Woman drinks water to cool off on Tiananmen Square. During the summer a heat wave gripped northern China with temperatures reaching 47 degrees Celsius.
Feeling the heat
The 1990s were the hottest decade ever recorded in the Northern
Hemisphere. Seventeen of the twenty hottest years ever have occurred
since 1980 and nine of the ten hottest since 1995. The years 1998,
2001, 2002, 2003 and 2004 are the five hottest years on record globally
.
While 1998 was the hottest year ever, some of the highest point
temperatures ever recorded occurred during 2003 . Heat waves struck
China and India in 2003. In India records were broken as the
temperature hit 49 degrees C and at least 1500 people died as a result
. In Europe, during 2003, heat waves, droughts and forest fires is
estimated to have killed over 30,000 people and caused over US$13
billion damage to European agriculture alone .
Rising waters
But climate change is not just about hotter weather. In Asia during
August 2003 the heat waves gave way to typhoons and floods affecting
600,000 people. In China flooding, landslides and Typhoon Dujuan killed
at least 86 people and caused US$700 million reported in losses in
August and early September. Twelve days of heavy rain in the northern
province of Shaanxi led to some of the worst flooding in 40 years for
the region. Approximately 4.9 million people were affected. In
2004 severe flooding returned in eastern and southern China affecting
100 million people and causing more than 1000 deaths .

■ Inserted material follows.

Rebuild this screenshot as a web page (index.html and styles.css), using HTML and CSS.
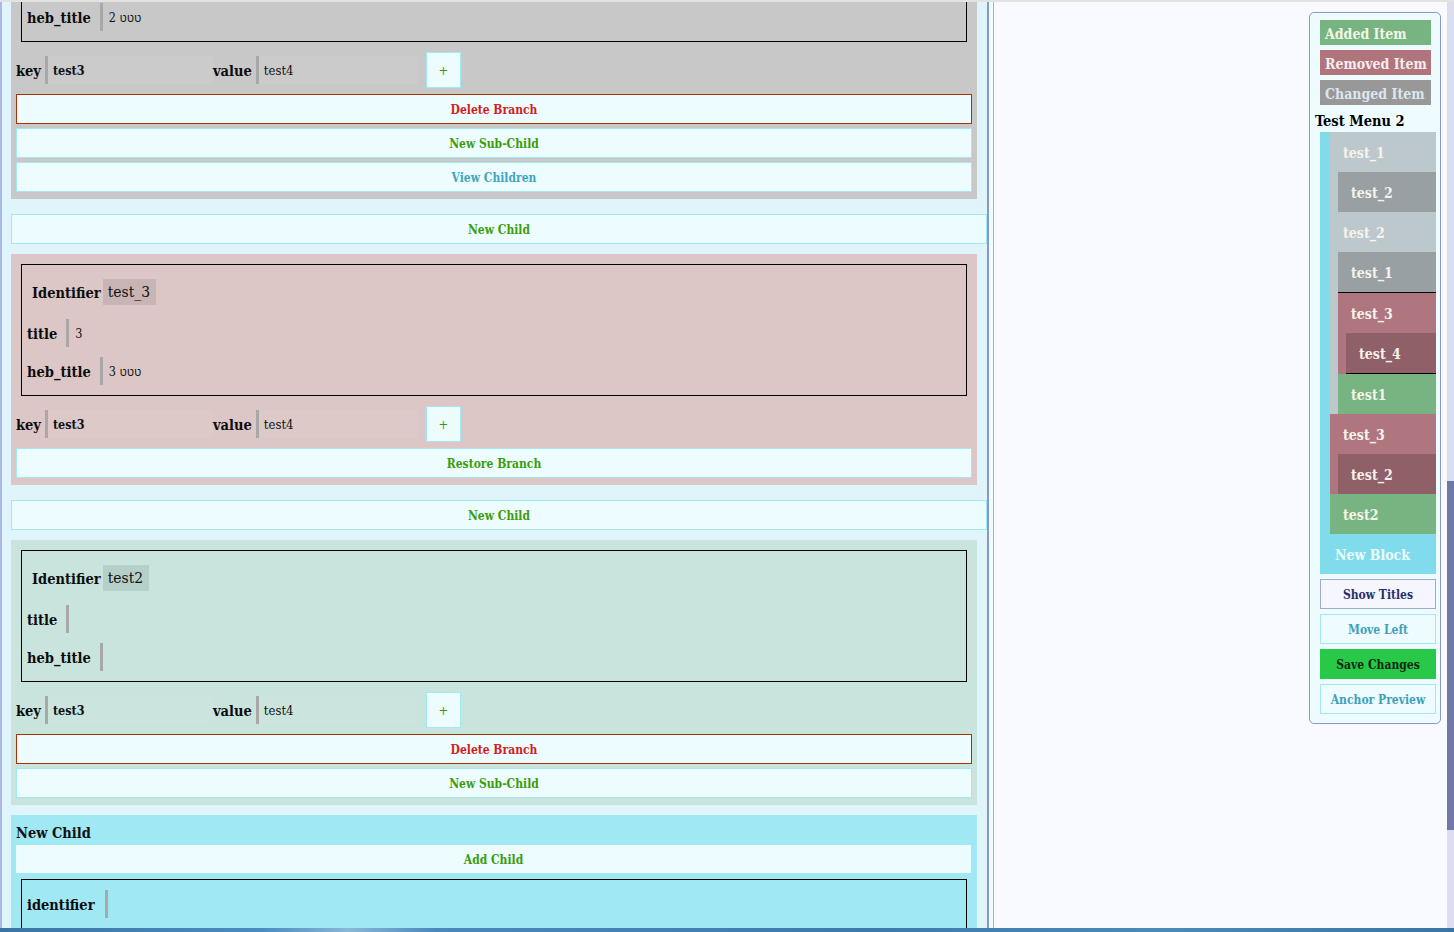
FILE: index.html
```html
<!DOCTYPE html>
<html lang="en">
<head>
<meta charset="utf-8">
<title>Menu Editor</title>
<link rel="stylesheet" href="styles.css">
</head>
<body>
<div class="app">
  <main class="pane">
    <div class="scroll">
      <section class="block changed">
        <div class="record">
          <div class="ident-row"><span class="label">Identifier</span><span class="ident">test_2</span></div>
          <div class="field"><span class="label">title</span><span class="input">2</span></div>
          <div class="field"><span class="label">heb_title</span><span class="input">2 טטט</span></div>
        </div>
        <div class="kv">
          <div class="pair key"><span class="label">key</span><span class="input strong">test3</span></div>
          <div class="pair val"><span class="label">value</span><span class="input">test4</span></div>
          <button class="plus">+</button>
        </div>
        <button class="btn danger">Delete Branch</button>
        <button class="btn">New Sub-Child</button>
        <button class="btn info">View Children</button>
      </section>
      <button class="btn new-child">New Child</button>

      <section class="block removed">
        <div class="record">
          <div class="ident-row"><span class="label">Identifier</span><span class="ident">test_3</span></div>
          <div class="field"><span class="label">title</span><span class="input">3</span></div>
          <div class="field"><span class="label">heb_title</span><span class="input">3 טטט</span></div>
        </div>
        <div class="kv">
          <div class="pair key"><span class="label">key</span><span class="input strong">test3</span></div>
          <div class="pair val"><span class="label">value</span><span class="input">test4</span></div>
          <button class="plus">+</button>
        </div>
        <button class="btn">Restore Branch</button>
      </section>
      <button class="btn new-child">New Child</button>

      <section class="block added">
        <div class="record">
          <div class="ident-row"><span class="label">Identifier</span><span class="ident">test2</span></div>
          <div class="field"><span class="label">title</span><span class="input"></span></div>
          <div class="field"><span class="label">heb_title</span><span class="input"></span></div>
        </div>
        <div class="kv">
          <div class="pair key"><span class="label">key</span><span class="input strong">test3</span></div>
          <div class="pair val"><span class="label">value</span><span class="input">test4</span></div>
          <button class="plus">+</button>
        </div>
        <button class="btn danger">Delete Branch</button>
        <button class="btn">New Sub-Child</button>
      </section>

      <section class="block creating">
        <h3 class="create-title">New Child</h3>
        <button class="btn add">Add Child</button>
        <div class="record">
          <div class="field"><span class="label">identifier</span><span class="input"></span></div>
          <div class="field"><span class="label">title</span><span class="input"></span></div>
        </div>
      </section>
    </div>
  </main>
  <div class="divider"></div>
  <div class="side">
    <aside class="sidebar">
      <div class="legend added">Added Item</div>
      <div class="legend removed">Removed Item</div>
      <div class="legend changed">Changed Item</div>
      <div class="menu-title">Test Menu 2</div>
      <div class="tree">
        <ul class="items">
          <li class="node changed">
            <div class="node-title">test_1</div>
            <ul class="items">
              <li class="node changed dark"><div class="node-title">test_2</div></li>
            </ul>
          </li>
          <li class="node changed">
            <div class="node-title">test_2</div>
            <ul class="items">
              <li class="node changed dark rule"><div class="node-title">test_1</div></li>
              <li class="node removed">
                <div class="node-title">test_3</div>
                <ul class="items">
                  <li class="node removed dark rule"><div class="node-title">test_4</div></li>
                </ul>
              </li>
              <li class="node added"><div class="node-title">test1</div></li>
            </ul>
          </li>
          <li class="node removed">
            <div class="node-title">test_3</div>
            <ul class="items">
              <li class="node removed dark"><div class="node-title">test_2</div></li>
            </ul>
          </li>
          <li class="node added"><div class="node-title">test2</div></li>
        </ul>
        <div class="new-block">New Block</div>
      </div>
      <button class="side-btn titles">Show Titles</button>
      <button class="side-btn plain">Move Left</button>
      <button class="side-btn save">Save Changes</button>
      <button class="side-btn plain">Anchor Preview</button>
    </aside>
    <div class="scrollbar"><div class="thumb"></div></div>
  </div>
</div>
<div class="taskbar"></div>
</body>
</html>
```

FILE: styles.css
```css
* { box-sizing: border-box; }
html, body { margin: 0; padding: 0; }
body {
  width: 1454px;
  height: 932px;
  overflow: hidden;
  background: #f8faff;
  border-top: 2px solid #e2e2e2;
  font-family: "DejaVu Serif Condensed", "DejaVu Serif", serif;
  font-stretch: condensed;
  color: #111;
  display: flex;
  flex-direction: column;
}
button { font-family: inherit; font-stretch: inherit; cursor: pointer; }

.app { display: flex; height: 926px; flex: none; }

/* ---------- main editing pane ---------- */
.pane {
  flex: none;
  width: 989px;
  height: 926px;
  border-left: 2px solid #a8b8e8;
  border-right: 2px solid #8898c8;
  background: #e0f4fc;
  padding-left: 9px;
  overflow: hidden;
}
.scroll { margin-top: -102px; display: flex; flex-direction: column; }

.block {
  width: 966px;
  padding: 10px 5px 7px 5px;
  display: flex;
  flex-direction: column;
}
.block.changed { background: #c8c8c8; }
.block.removed { background: #dcc6c6; margin-top: 10px; }
.block.added { background: #c8e4dc; margin-top: 10px; }
.block.creating { background: #a0e8f4; margin-top: 10px; padding-top: 8px; }

.record {
  margin: 0 5px;
  border: 1px solid #000;
  padding: 14px 5px 10px 5px;
  display: flex;
  flex-direction: column;
}
.label { font-weight: bold; font-size: 14.5px; white-space: nowrap; color: #0c0c0c; }

.ident-row {
  display: flex;
  align-items: center;
  height: 26px;
  padding-left: 5px;
  margin-bottom: 14px;
}
.ident-row .label { margin-right: 2px; }
.ident {
  height: 26px;
  line-height: 26px;
  padding: 0 6px 0 5px;
  font-size: 15.5px;
}
.changed .ident { background: #b6b6b6; }
.removed .ident { background: #c8b4b4; }
.added .ident { background: #b4d0c8; }

.field {
  display: flex;
  align-items: center;
  height: 28px;
}
.field + .field { margin-top: 10px; }
.field .label { padding-right: 9px; }
.input {
  flex: 1;
  height: 28px;
  line-height: 29px;
  border-left: 3px solid #a8a8a8;
  padding-left: 6px;
  font-size: 12.5px;
  font-family: "DejaVu Serif Condensed", "DejaVu Serif", "DejaVu Sans", serif;
}
.creating .record { padding-top: 10px; margin-top: 6px; }
.creating .field .label { padding-right: 10px; }

.kv {
  display: flex;
  align-items: center;
  height: 36px;
  margin-top: 10px;
}
.pair { display: flex; align-items: center; }
.pair.key { width: 197px; }
.pair.val { width: 205px; }
.pair .label { padding-right: 4px; }
.pair .input { font-size: 13px; padding-left: 5px; background: rgba(255, 255, 255, 0.06); }
.pair .input.strong { font-weight: bold; font-size: 12.5px; }
.plus {
  width: 35px;
  height: 36px;
  margin-left: 8px;
  border: 1px solid #a0e8f4;
  background: #ecfcff;
  color: #3a9a0a;
  font-size: 13px;
  padding: 0;
}

.btn {
  height: 30px;
  border: 1px solid #a0e8f4;
  background: #ecfcff;
  color: #3c9c0c;
  font-weight: bold;
  font-size: 12px;
  padding: 2px 0 0 0;
  margin-top: 4px;
  text-align: center;
}
.kv + .btn { margin-top: 6px; }
.btn.danger { border-color: #a83200; color: #d41c1c; }
.btn.info { color: #3ea6bc; }
.btn.new-child { width: 976px; margin-top: 15px; }
.create-title {
  margin: 0;
  font-size: 14.5px;
  line-height: 20px;
  font-weight: bold;
  color: #111;
}
.btn.add { margin: 2px 0 0 0; height: 28px; border-color: #ecfcff; width: 955px; }

/* ---------- divider & side ---------- */
.divider {
  flex: none;
  width: 5px;
  background: #f0fcff;
  border-right: 1px solid #a0b0d0;
}
.side {
  flex: 1;
  display: flex;
  justify-content: flex-end;
  align-items: flex-start;
}
.sidebar {
  width: 132px;
  margin: 10px 6px 0 0;
  border: 1px solid #8898c8;
  border-radius: 5px;
  background: #eefcff;
  padding: 7px 4px 9px 10px;
  display: flex;
  flex-direction: column;
}
.legend {
  width: 111px;
  height: 25px;
  line-height: 28px;
  padding-left: 5px;
  font-weight: bold;
  font-size: 14px;
  white-space: nowrap;
  overflow: hidden;
}
.legend + .legend { margin-top: 5px; }
.legend.added { background: #78b482; color: #f2f6e4; }
.legend.removed { background: #b0747c; color: #f6ecec; }
.legend.changed { background: #989898; color: #dce6ee; }
.menu-title {
  margin-left: -5px;
  height: 27px;
  line-height: 31px;
  font-weight: bold;
  font-size: 14.5px;
  color: #000;
  white-space: nowrap;
}
.tree { background: #80dcec; width: 116px; }
.items { list-style: none; margin: 0; padding: 0; }
.tree > .items { margin-left: 10px; }
.node .items { margin-left: 8px; }
.node-title {
  height: 40px;
  line-height: 42px;
  padding-left: 13px;
  font-weight: bold;
  font-size: 14px;
  color: #f6f4ea;
  white-space: nowrap;
}
.node.changed { background: #bcc8cc; }
.node.changed.dark { background: #98a0a4; }
.node.removed { background: #b07680; }
.node.removed.dark { background: #906068; }
.node.added { background: #78b482; }
.node.rule { border-bottom: 1px solid #000; }
.new-block {
  height: 40px;
  line-height: 42px;
  padding-left: 15px;
  font-weight: bold;
  font-size: 14px;
  color: #eefcff;
}
.side-btn {
  width: 116px;
  height: 30px;
  margin-top: 5px;
  padding: 2px 0 0 0;
  font-weight: bold;
  font-size: 12px;
  border: 1px solid #a0e8f4;
  background: #eefcff;
  color: #40a0b8;
}
.side-btn.titles { border-color: #a0a8d8; background: #f6f6ff; color: #283068; }
.side-btn.save { background: #28c848; border-color: #28c848; color: #102810; }

.scrollbar {
  flex: none;
  width: 7px;
  height: 926px;
  background: #dcdcf0;
  display: flex;
  flex-direction: column;
}
.thumb {
  margin-top: 479px;
  height: 349px;
  background: #7078a8;
}

.taskbar {
  flex: none;
  height: 4px;
  background: linear-gradient(90deg, #3a74a4 0%, #4a8cc0 18%, #8ab8d8 24%, #4a88bc 30%, #3c7aac 60%, #4a8ab8 80%, #3a74a4 100%);
}
```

Greenpeace and scientists are concerned that low lying islands face permanent inundation from rising seas due to climate change.
Recently announced findings conclude that climate change could leave
more than 2 billion people at risk of flood devastation by 2050. Floods
already affect more than 520 million people worldwide and claim around
25,000 lives every year, but the numbers at risk are increasing fast
because of more frequent extreme weather events linked to global
warming. Rising sea levels as polar glaciers melt increases the risks
and deforestation reduces protection in affected areas. Floods in Asia
- the worst-affected continent - between 1987 and 1997 claimed 228,000
lives and caused economic losses of an estimated $ 136bn .
Meanwhile sea levels are rising and threatening coastal areas and low
lying regions – for example Hong Kong and Shanghai. In addition to the
annual rise as oceans expand there is new and alarming evidence that
the polar ice caps are melting faster than previously thought.
Significant melting of the glaciers at the poles could lead to metres
of sea level rise in the long term, inundating vast sections of human
society .
Economic disaster
Climate change is a disaster for the economy too. In 2003 climate
change related damages cost the world economy over $60 billion . After
the European heat wave, the second most costly event of that year was
most likely the floods along the Huai and Yangtze Rivers in China
between July and September 2003. Some 650,000 apartments were damaged
with overall losses estimated at nearly US$ 8 billion .
The reinsurance group Munich Re have studied costs of climate impacts
over the period from the 1950 to the present day and found that the
cost is roughly doubling every decade. If it continues to grow at that
rate, the cost of damage caused by climate change will exceed global
gross domestic product as early as 2065 .
Extreme weather disasters made 2004 the most expensive year for the
insurance industry ever. Statistics released at the COP10 climate
change conference in Buenos Aires in December 2004, showed that natural
disasters across the world in the first 10 months of the year cost the
insurance industry just over $35 billion, up from $16 billion in 2003.
The cost to the global economy was correspondingly greater since these
losses were only what the insurance industry had to pay out.